An EGR valve that fails to close properly can act as a vacuum leak, causing the fuel and air mixture to become too lean, resulting in an engine that sputters and misses at idle. This can also lead to engine stalling and hesitation upon acceleration.
Increased Fuel Consumption
When an EGR valve fails to open and close at the proper rate, at the proper time, overall engine power is reduced due to decreased combustion chamber efficiency. This results in the engine using more fuel to do the same amount of work it would normally do under normal operating conditions. Modern engines also make use of computers that can read this as an incorrect fuel ratio, and instruct the fuel system to compensate by introducing more fuel into the mixture.
The introduction of exhaust gases into the combustion chamber by the EGR valve serves to reduce the temperature of the ignition process. If the EGR valve fails to open, combustion temperatures increase, resulting in higher overall engine temperatures, which can lead to engine overheating.
Pinging and Knocking
Pinging and knocking commonly result from increased engine temperatures. These increased temperatures cause pinging and knocking by creating a condition where the fuel and air mixture within a cylinder ignites prematurely. If an EGR valve is opening improperly, it can increase engine temperatures, causing the pre-ignition of the combustion process before the proper timing, resulting in engine knock.

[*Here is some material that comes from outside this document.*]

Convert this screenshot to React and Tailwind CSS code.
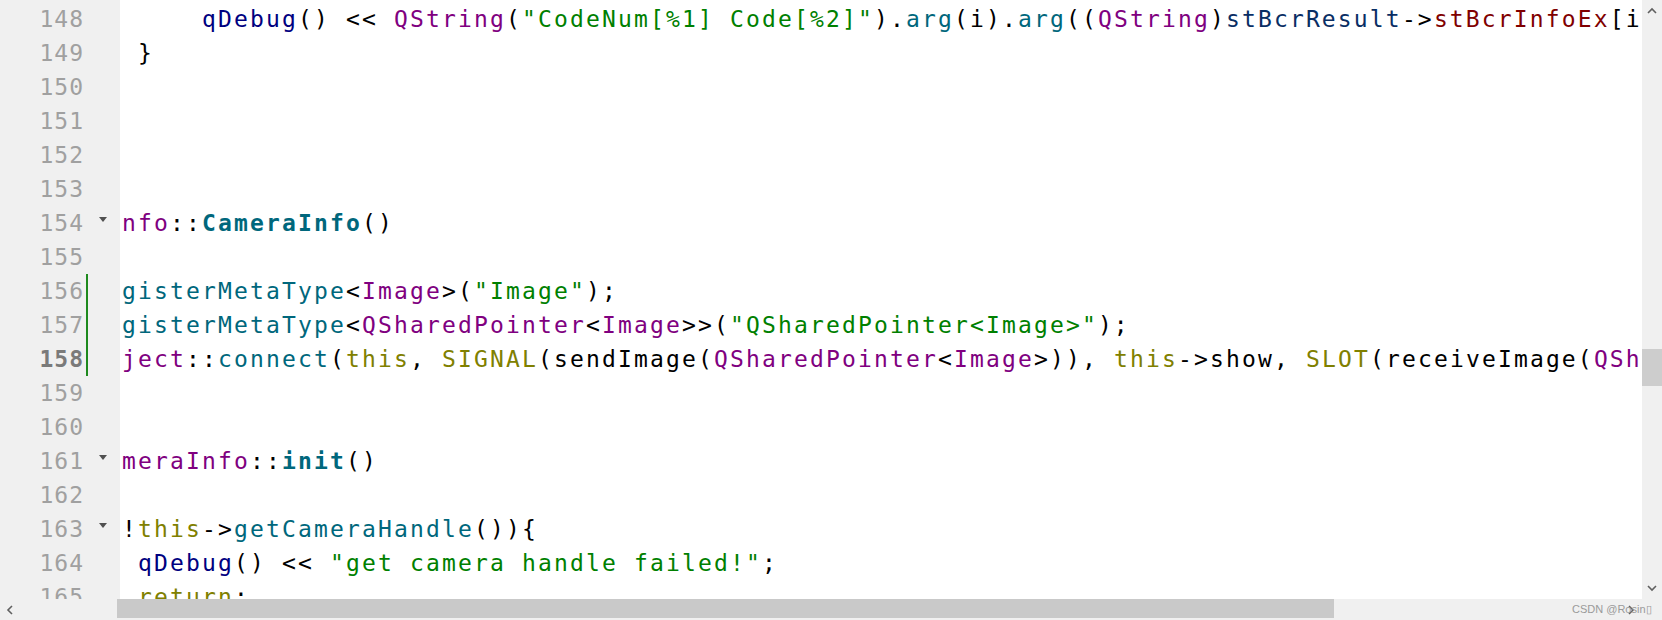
import React from "react";

const C = {
  k: "text-[#000000]",
  navy: "text-[#000080]",
  pur: "text-[#800080]",
  grn: "text-[#008000]",
  teal: "text-[#00677c]",
  olive: "text-[#808000]",
  blue: "text-[#092e64]",
  red: "text-[#800000]",
};

const lines = [
  { n: 148, t: [["     ", "k"], ["qDebug", "navy"], ["() << ", "k"], ["QString", "pur"], ["(", "k"], ["\"CodeNum[%1] Code[%2]\"", "grn"], [").", "k"], ["arg", "teal"], ["(i).", "k"], ["arg", "teal"], ["((", "k"], ["QString", "pur"], [")", "k"], ["stBcrResult", "blue"], ["->", "k"], ["stBcrInfoEx", "red"], ["[i].chCode);", "k"]] },
  { n: 149, t: [[" }", "k"]] },
  { n: 150, t: [] },
  { n: 151, t: [] },
  { n: 152, t: [] },
  { n: 153, t: [] },
  { n: 154, fold: true, t: [["nfo", "pur"], ["::", "k"], ["CameraInfo", "teal", true], ["()", "k"]] },
  { n: 155, t: [] },
  { n: 156, bar: true, t: [["gisterMetaType", "teal"], ["<", "k"], ["Image", "pur"], [">(", "k"], ["\"Image\"", "grn"], [");", "k"]] },
  { n: 157, bar: true, t: [["gisterMetaType", "teal"], ["<", "k"], ["QSharedPointer", "pur"], ["<", "k"], ["Image", "pur"], [">>(", "k"], ["\"QSharedPointer<Image>\"", "grn"], [");", "k"]] },
  { n: 158, bar: true, cur: true, t: [["ject", "pur"], ["::", "k"], ["connect", "teal"], ["(", "k"], ["this", "olive"], [", ", "k"], ["SIGNAL", "olive"], ["(sendImage(", "k"], ["QSharedPointer", "pur"], ["<", "k"], ["Image", "pur"], [">)), ", "k"], ["this", "olive"], ["->show, ", "k"], ["SLOT", "olive"], ["(receiveImage(", "k"], ["QSharedPointer", "pur"], ["<", "k"], ["Image", "pur"], [">)));", "k"]] },
  { n: 159, t: [] },
  { n: 160, t: [] },
  { n: 161, fold: true, t: [["meraInfo", "pur"], ["::", "k"], ["init", "teal", true], ["()", "k"]] },
  { n: 162, t: [] },
  { n: 163, fold: true, t: [["!", "k"], ["this", "olive"], ["->", "k"], ["getCameraHandle", "teal"], ["()){", "k"]] },
  { n: 164, t: [[" ", "k"], ["qDebug", "navy"], ["() << ", "k"], ["\"get camera handle failed!\"", "grn"], [";", "k"]] },
  { n: 165, t: [[" ", "k"], ["return", "olive"], [";", "k"]] },
];

const mono = { fontFamily: '"DejaVu Sans Mono", "Liberation Mono", monospace' };

function Chevron({ dir }) {
  const pts = {
    up: "1,7 5,3 9,7",
    down: "1,3 5,7 9,3",
    left: "7,1 3,5 7,9",
    right: "3,1 7,5 3,9",
  }[dir];
  return (
    <svg width="10" height="10" viewBox="0 0 10 10">
      <polyline points={pts} fill="none" stroke="#606060" strokeWidth="1.6" />
    </svg>
  );
}

export default function App() {
  return (
    <div className="relative w-[1662px] h-[620px] bg-white overflow-hidden flex flex-col" style={mono}>
      <div className="flex h-[599px]">
        <div className="flex flex-1 min-w-0 overflow-hidden">
          <div className="w-[120px] shrink-0 bg-[#f0f0f0] pt-[2px]">
            {lines.map((l) => (
              <div key={l.n} className="flex h-[34px] items-stretch">
                <div
                  className={`w-[86px] text-right text-[23px] leading-[34px] tracking-[1px] pr-[2px] ${
                    l.cur ? "text-[#7a7a7a] font-bold" : "text-[#a0a0a0]"
                  }`}
                >
                  {l.n}
                </div>
                <div className={`w-[2px] ${l.bar ? "bg-[#1e8a1e]" : ""}`} />
                <div className="flex-1 flex items-center pl-[11px]">
                  {l.fold && (
                    <svg width="8" height="5" viewBox="0 0 8 5" className="mb-[8px]">
                      <polygon points="0,0 8,0 4,5" fill="#505050" />
                    </svg>
                  )}
                </div>
              </div>
            ))}
          </div>
          <div className="flex-1 min-w-0 overflow-hidden pt-[2px] pl-[2px]">
            {lines.map((l) => (
              <div key={l.n} className="h-[34px] leading-[34px] text-[23px] tracking-[2.15px] whitespace-pre">
                {l.t.map(([s, c, b], i) => (
                  <span key={i} className={`${C[c]} ${b ? "font-bold" : ""}`}>
                    {s}
                  </span>
                ))}
              </div>
            ))}
          </div>
        </div>
        <div className="w-[20px] shrink-0 bg-[#f0f0f0] flex flex-col">
          <div className="h-[22px] flex items-center justify-center">
            <Chevron dir="up" />
          </div>
          <div className="flex-1">
            <div className="mt-[327px] h-[37px] bg-[#cdcdcd]" />
          </div>
          <div className="h-[22px] flex items-center justify-center">
            <Chevron dir="down" />
          </div>
        </div>
      </div>
      <div className="h-[21px] bg-[#f0f0f0] flex">
        <div className="w-[20px] flex items-center justify-center">
          <Chevron dir="left" />
        </div>
        <div className="flex-1 flex">
          <div className="ml-[97px] w-[1217px] h-[19px] bg-[#c9c9c9]" />
        </div>
        <div className="w-[22px] flex items-center justify-center">
          <Chevron dir="right" />
        </div>
        <div className="w-[20px]" />
      </div>
      <div
        className="absolute left-[1572px] top-[599px] h-[21px] flex items-center text-[11px] text-[#9a9a9a]"
        style={{ fontFamily: '"Liberation Sans", Arial, sans-serif' }}
      >
        CSDN @Rosin▯
      </div>
    </div>
  );
}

The EGR valve's main purpose is to aid in the reduction of noxious gases produce by the engine. It does this by lowering the temperature of the combustion process through the introduction into the combustion chamber of controlled amounts of exhaust gases. This lower temperature has the effect of reducing the amount oxides of nitrogen (NOx) produced by the engine. A faulty EGR valve will fail to properly cool the combustion process allowing these gases to increase, which can lead to an abnormally high NOx reading during emissions testing.